Now he could be seeing a promotion under soon-to-arrive team president Leon Rose, according to Stefan Bondy of the New York Daily News.

As Leon Rose prepares for his imminent takeover, Garden constant Allan Houston has emerged as a candidate for a front office promotion, a league source told the Daily News…

According to a source, Craig Robinson, the current Knicks’ vice president of player development, has already had his responsibilities cut. Robinson, who is Michelle Obama’s brother, was hired by his Princeton buddy Steve Mills to oversee a comprehensive player development initiative…

The future of GM Scott Perry is unknown but it’s worth noting he has a strong relationship with Rose’s confidante, William Wesley.
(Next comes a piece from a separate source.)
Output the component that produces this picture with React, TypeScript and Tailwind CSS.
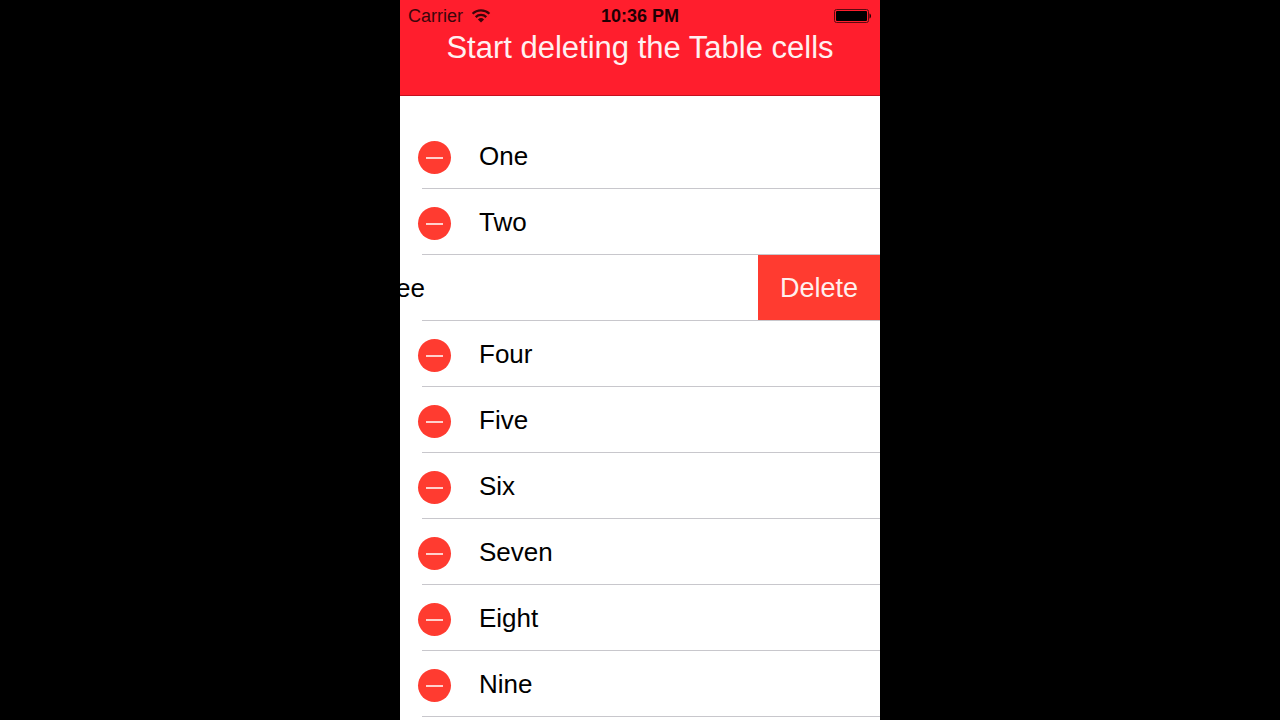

Nobody knows exactly what the Knicks front office will look like after Rose officially takes the reins (he is still finishing up commitments to his CAA clients before coming over). We know William “World Wide Wes” Wesley will not have a role with the team, staying with CAA, but he will likely still have Rose’s ear. There will be a host of changes.

A deep house cleaning is in order in New York as the Knicks need to change their culture, not just their players. There is a lot of work to be done to develop players and build a foundation that will attract star players — right now the Knicks are not that kind of draw.  Houston apparently is going to get a chance to be part of whatever is next.